Stay off of the service roads! If you stick to the singletrack, then the only really bad sand is the palm scrub just south of the Jones East trailhead, and even that firms up pretty well in wet weather. The other trails have pockets of sand here and there, but nothing too bad. The service roads though are basically nothing but beach sand. That can be avoided if you keep off anything wide enough to drive a pickup truck down. Also, the farther away you get from Jones East, the better the trails get.
Recommended Route: If you park at Jones East I recommend heading north out of the parking lot. If you go out the south exit you'll hit a half mile of sugar sand straight away. I don't know if this area has an official name, but I call it the sand pit. Heading west around the metal gate is one of those service roads that you'll want to avoid.
If you're coming up the South Flagler Trail, the bike trail entrance is about 1.5 miles in. There's a bit of a clearing and a bench on your left, to the right a fence with a small bike sign on the post. When you go through the fence, hang an immediate right, and that gets you on the trail called "two bridges". The path going straight leads to a service road and sugar sand. Or you can keep going north on the South Flagler trail, past this entrance, another 3/4 of a mile to the river, where you'll find a couple of other entrances that will take you along the river on your right. Between the bridges that go over the river, there is the entrance to the west loop on the left, which is where the most technical riding is.
Other recommended trails in the same area: Soldier's Creek, a short out-and-back loop in Longwood. It's only about 1 1/4 miles around, and it's basically impossible to get lost on it. It's fast, fun, and somewhat technical. Worth checking out if you're in the area, but IMHO it's not really worth it if you have a significant drive.
Riders beware. My husband and I rode this trail this afternoon, this being my first time there. We were loaded with the trail map from the website, my GPS, wits, and experience. The trails are not marked at all. We couldn't find the fun, more technical trails my husband rode on a few weeks ago until later in the afternoon. And, it seems like someone has taken it upon themselves to make new trails that go off the property...which we didn't realize (since the map is terrible and totally unreliable) and we landed out on a huge forested, deer, wild hog, and snake filled tract of land. We could NOT find our way back to the trails, tried using the river to guide us, tried using our GPS and basically were trapped in the tract.
We had to call emergency officials as the sun was setting. We had to be flipping found by helicopter. Yes. Helicopter. And, even then, the aviator deputy had to walk to us after being led by the helicopter... We were beyond relieved and thankful!
We were guided out by two really awesome and kind Sheriff Deputies (one aviator and one road deputy) and in our walk back, we discussed the situation with them, asking where we went wrong. Both deputies, at different times, said that this happened numerous times. We were the farthest away they'd had, but being called out for getting lost was common. So many times, in fact, that a Deputy created a marker system to identify locations in the park for emergencies. This park is in serious need of volunteering or care from the county for proper signage.
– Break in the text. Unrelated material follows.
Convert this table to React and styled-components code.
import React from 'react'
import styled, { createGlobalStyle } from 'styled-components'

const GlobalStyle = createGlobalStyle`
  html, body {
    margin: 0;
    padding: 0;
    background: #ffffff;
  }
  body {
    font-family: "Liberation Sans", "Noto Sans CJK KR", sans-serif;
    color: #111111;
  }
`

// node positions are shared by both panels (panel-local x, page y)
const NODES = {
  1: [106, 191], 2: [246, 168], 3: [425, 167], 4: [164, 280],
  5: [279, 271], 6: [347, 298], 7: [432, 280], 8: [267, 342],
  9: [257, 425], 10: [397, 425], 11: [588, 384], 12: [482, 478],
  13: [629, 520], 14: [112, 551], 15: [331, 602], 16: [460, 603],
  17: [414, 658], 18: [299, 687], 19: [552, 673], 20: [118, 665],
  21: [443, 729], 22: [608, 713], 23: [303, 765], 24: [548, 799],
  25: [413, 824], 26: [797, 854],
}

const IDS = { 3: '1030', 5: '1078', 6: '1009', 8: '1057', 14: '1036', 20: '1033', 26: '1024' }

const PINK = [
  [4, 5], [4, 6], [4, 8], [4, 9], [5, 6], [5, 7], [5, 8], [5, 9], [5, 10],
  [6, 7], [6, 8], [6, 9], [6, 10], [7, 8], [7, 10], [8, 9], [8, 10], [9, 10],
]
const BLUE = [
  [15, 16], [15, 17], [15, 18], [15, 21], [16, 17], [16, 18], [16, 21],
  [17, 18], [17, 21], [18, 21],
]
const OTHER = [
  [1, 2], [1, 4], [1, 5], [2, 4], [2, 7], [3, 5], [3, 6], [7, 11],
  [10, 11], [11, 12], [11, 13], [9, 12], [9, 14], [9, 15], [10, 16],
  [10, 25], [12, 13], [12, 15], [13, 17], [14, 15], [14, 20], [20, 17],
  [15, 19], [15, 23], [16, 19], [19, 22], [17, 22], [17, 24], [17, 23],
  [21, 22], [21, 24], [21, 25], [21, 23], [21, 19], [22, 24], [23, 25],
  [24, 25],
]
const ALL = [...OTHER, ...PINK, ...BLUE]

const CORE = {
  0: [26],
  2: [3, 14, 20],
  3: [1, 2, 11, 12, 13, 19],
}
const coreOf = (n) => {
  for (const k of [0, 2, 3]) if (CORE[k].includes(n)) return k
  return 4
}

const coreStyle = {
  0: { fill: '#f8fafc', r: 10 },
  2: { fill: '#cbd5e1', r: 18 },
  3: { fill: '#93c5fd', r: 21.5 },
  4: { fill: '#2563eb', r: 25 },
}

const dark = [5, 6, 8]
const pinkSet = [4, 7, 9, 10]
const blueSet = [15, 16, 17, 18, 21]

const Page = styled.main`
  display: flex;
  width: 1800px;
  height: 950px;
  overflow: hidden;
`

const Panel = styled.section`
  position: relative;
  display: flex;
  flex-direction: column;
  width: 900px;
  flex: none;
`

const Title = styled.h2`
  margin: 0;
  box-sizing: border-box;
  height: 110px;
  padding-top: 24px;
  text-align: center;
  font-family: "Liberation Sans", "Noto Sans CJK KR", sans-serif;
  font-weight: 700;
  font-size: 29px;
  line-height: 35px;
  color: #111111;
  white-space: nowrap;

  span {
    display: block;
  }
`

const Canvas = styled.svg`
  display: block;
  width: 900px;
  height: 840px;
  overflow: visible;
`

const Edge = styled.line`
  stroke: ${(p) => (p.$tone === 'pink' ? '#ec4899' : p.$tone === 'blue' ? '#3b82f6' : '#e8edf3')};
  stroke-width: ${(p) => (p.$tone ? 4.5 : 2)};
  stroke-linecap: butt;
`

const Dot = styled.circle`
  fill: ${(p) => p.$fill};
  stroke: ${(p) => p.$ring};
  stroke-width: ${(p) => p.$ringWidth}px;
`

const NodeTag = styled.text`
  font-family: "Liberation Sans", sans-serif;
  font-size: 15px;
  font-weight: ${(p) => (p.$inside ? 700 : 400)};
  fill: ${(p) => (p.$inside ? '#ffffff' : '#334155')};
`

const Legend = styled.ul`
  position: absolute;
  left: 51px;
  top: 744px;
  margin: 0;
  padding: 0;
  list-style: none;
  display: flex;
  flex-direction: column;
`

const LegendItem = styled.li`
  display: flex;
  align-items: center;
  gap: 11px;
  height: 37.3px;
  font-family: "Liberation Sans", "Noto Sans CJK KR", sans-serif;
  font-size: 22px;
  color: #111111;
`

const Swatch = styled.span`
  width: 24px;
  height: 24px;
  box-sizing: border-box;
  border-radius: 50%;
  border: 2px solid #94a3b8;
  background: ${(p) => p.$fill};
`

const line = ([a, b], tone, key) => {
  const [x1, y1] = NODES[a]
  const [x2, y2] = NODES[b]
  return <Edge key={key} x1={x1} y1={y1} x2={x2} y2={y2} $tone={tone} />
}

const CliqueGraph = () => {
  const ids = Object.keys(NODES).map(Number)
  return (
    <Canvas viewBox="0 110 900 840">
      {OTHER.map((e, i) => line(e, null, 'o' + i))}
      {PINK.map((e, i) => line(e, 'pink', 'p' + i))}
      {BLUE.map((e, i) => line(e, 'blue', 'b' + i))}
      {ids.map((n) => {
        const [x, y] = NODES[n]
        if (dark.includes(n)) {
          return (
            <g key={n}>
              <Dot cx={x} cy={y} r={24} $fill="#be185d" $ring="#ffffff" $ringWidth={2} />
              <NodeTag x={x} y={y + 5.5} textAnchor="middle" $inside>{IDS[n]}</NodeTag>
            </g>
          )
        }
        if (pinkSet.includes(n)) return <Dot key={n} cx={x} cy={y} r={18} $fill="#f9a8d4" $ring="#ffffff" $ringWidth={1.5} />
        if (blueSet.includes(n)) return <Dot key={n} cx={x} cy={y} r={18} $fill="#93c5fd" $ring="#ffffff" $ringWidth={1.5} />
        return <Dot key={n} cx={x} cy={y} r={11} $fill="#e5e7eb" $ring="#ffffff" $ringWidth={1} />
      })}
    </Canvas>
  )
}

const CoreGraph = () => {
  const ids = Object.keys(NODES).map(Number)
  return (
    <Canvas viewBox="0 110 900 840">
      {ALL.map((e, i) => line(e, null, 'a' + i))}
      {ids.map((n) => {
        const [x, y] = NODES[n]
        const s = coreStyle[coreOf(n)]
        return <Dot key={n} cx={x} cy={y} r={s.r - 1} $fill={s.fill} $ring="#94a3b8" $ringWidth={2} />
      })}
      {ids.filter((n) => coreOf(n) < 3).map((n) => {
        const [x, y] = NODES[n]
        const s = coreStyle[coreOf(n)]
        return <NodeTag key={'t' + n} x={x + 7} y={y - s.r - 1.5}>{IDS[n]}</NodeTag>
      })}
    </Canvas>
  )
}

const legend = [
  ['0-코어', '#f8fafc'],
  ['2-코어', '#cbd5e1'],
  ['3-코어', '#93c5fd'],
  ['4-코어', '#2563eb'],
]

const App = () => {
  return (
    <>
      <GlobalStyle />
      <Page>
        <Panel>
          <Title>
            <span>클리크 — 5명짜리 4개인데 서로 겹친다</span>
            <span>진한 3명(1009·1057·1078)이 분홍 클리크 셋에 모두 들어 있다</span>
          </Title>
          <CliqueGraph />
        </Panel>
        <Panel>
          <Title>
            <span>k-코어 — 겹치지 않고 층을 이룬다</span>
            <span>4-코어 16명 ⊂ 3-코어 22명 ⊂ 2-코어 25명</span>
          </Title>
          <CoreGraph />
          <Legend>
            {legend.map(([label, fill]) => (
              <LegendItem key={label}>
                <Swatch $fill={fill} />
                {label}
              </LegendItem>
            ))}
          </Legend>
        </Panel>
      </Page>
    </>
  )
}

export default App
So, basically, I do not recommend this trail at all. It's not fun enough, technical enough, and the fact that you can't find your way around is beyond frustrating. Compound that with getting lost and you can guarantee I'll never, ever go back. If you do go, go with someone who knows the trails well...and have 911 on speed dial.
Recommended Route: None. Riders beware.
Other recommended trails in the same area: Chuck Lennon (our favorite!)
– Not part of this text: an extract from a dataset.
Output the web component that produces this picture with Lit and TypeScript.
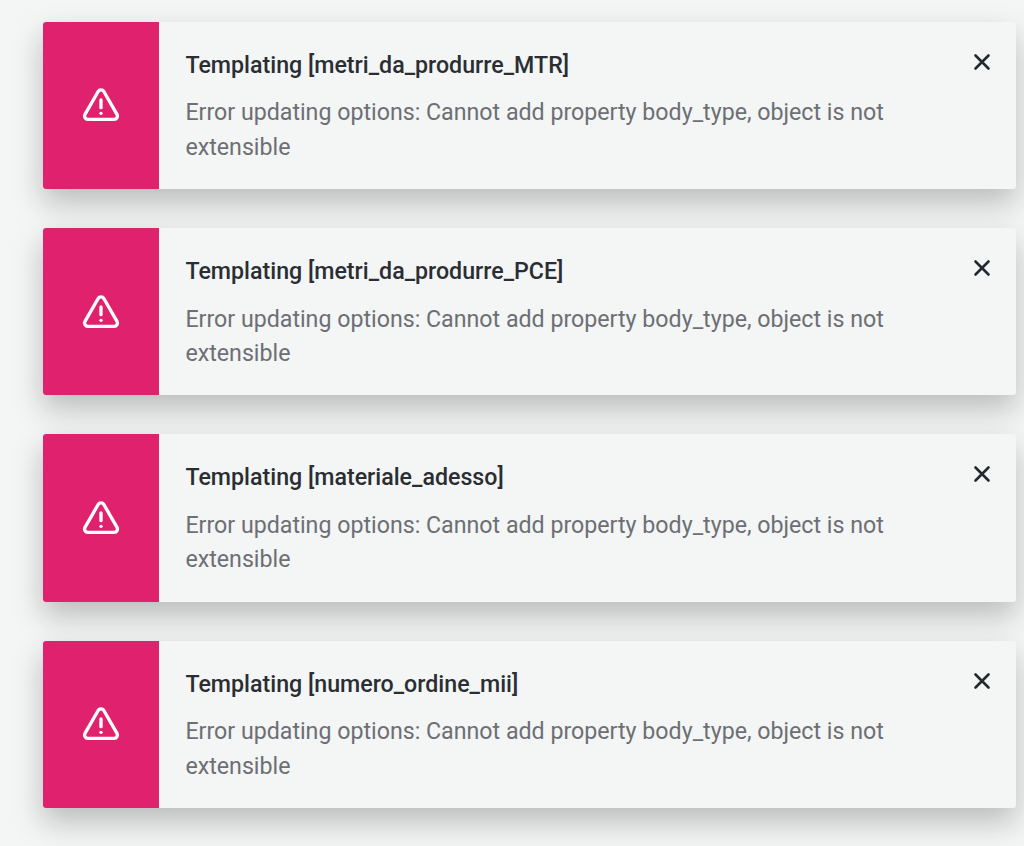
import { LitElement, css, html } from "lit";
import { customElement } from "lit/decorators.js";

const TITLES = [
  "Templating [metri_da_produrre_MTR]",
  "Templating [metri_da_produrre_PCE]",
  "Templating [materiale_adesso]",
  "Templating [numero_ordine_mii]",
];

const MESSAGE = "Error updating options: Cannot add property body_type, object is not extensible";

@customElement("app-root")
export class AppRoot extends LitElement {
  static styles = css`
    :host {
      display: block;
      min-height: 846px;
      background: #f4f5f5;
      font-family: Roboto, "Liberation Sans", sans-serif;
      overflow: hidden;
    }

    .stack {
      display: flex;
      flex-direction: column;
      gap: 39.13px;
      padding: 21.8px 8px 0 42.6px;
    }

    .alert {
      display: flex;
      height: 167.2px;
      background: #f4f5f5;
      border-radius: 3px;
      box-shadow: 0 14px 30px rgba(24, 26, 27, 0.26);
    }

    .icon {
      flex: 0 0 116.8px;
      display: flex;
      align-items: center;
      justify-content: center;
      background: #e0226e;
      border-radius: 3px 0 0 3px;
    }

    .icon svg {
      width: 40px;
      height: 40px;
      fill: none;
      stroke: #fff;
      stroke-width: 2;
      stroke-linecap: round;
      stroke-linejoin: round;
    }

    .body {
      flex: 1;
      padding: 27px 60px 0 26px;
    }

    .title {
      font-size: 23.2px;
      font-weight: 500;
      line-height: 32px;
      color: #2a2e33;
    }

    .message {
      margin-top: 14.4px;
      font-size: 23.2px;
      line-height: 34.4px;
      color: #6c6f74;
    }

    .close {
      flex: 0 0 auto;
      align-self: flex-start;
      margin: 30px 24px 0 0;
      padding: 0;
      border: 0;
      background: none;
      display: flex;
    }

    .close svg {
      width: 20px;
      height: 20px;
      fill: none;
      stroke: #24292e;
      stroke-width: 2.6;
      stroke-linecap: round;
    }
  `;

  render() {
    return html`
      <div class="stack">
        ${TITLES.map(
          (title) => html`
            <div class="alert">
              <div class="icon">
                <svg viewBox="0 0 24 24">
                  <path d="M10.3 3.9 2.4 17.6A2 2 0 0 0 4.1 20.6h15.8a2 2 0 0 0 1.7-3L13.7 3.9a2 2 0 0 0-3.4 0Z" />
                  <path d="M12 9v4.6" />
                  <path d="M12 17h.01" />
                </svg>
              </div>
              <div class="body">
                <div class="title">${title}</div>
                <div class="message">${MESSAGE}</div>
              </div>
              <button class="close">
                <svg viewBox="0 0 20 20"><path d="M3.5 3.5 16.5 16.5M16.5 3.5 3.5 16.5" /></svg>
              </button>
            </div>
          `
        )}
      </div>
    `;
  }
}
Summary: This was my trail of choice for one week (rode 3 different days), to make sure everything was experienced. In real fairness this is terrible option for someone who is looking to have fun, nuf said. The trails: very sandy, lose sandy: tight and curvy which is nice when well packed: no down trees: not very technical: many palmettos (whic Rattlesnakes love): most importantly, no proper marking.
Even though there is a map at the north entrance of these trails the layout is quite difficult/impossible to follow. The map is useless. The map shows the trail heading in 2 directions (north and south). Immediately entering the trail head (north entrance), where the trail splits into 3 directions...confused yet even though the map reflects no split? Aside from being confused/lost the whole time I still looked to enjoy myself with the terrain; yet the loose sand was too deep to allow for any real speed/fun.
One could go on and complain more but job done so far is fair. Sure some of the locals will come on and refute these words, but honestly a fast fun time was expected with some challenging terrain. In reality one would be better served with an umbrella and beach cruiser over a mountainbike and moderate expectations.
One bright note, a beautiful Corn Snake hiding in the palmetto bushes staring right back at me.
Recommended Route: None.
Other recommended trails in the same area: If you want fun, go to Soldiers Creek, it's short but plenty of technical ares, bridges and jumps. There is also Chuck Lennon and Mt Dora, both lightyears ahead of this one. It is surprising that so many others rated this place as they did.
Summary: You can read below many descriptions of this trail and for the most part they are accurate and reveal the riders point of view on riding in Florida. I have been riding here since 1997 and have seen many changes to this trail. Now the trail is in great shape. In the dry seasons the Sugar Sand is bad, but last week I was surprised to see that the trail was in good shape and RELATIVELY "fast". Please be aware that midday on the weekends it has been getting busy and crowded. Please bike with care.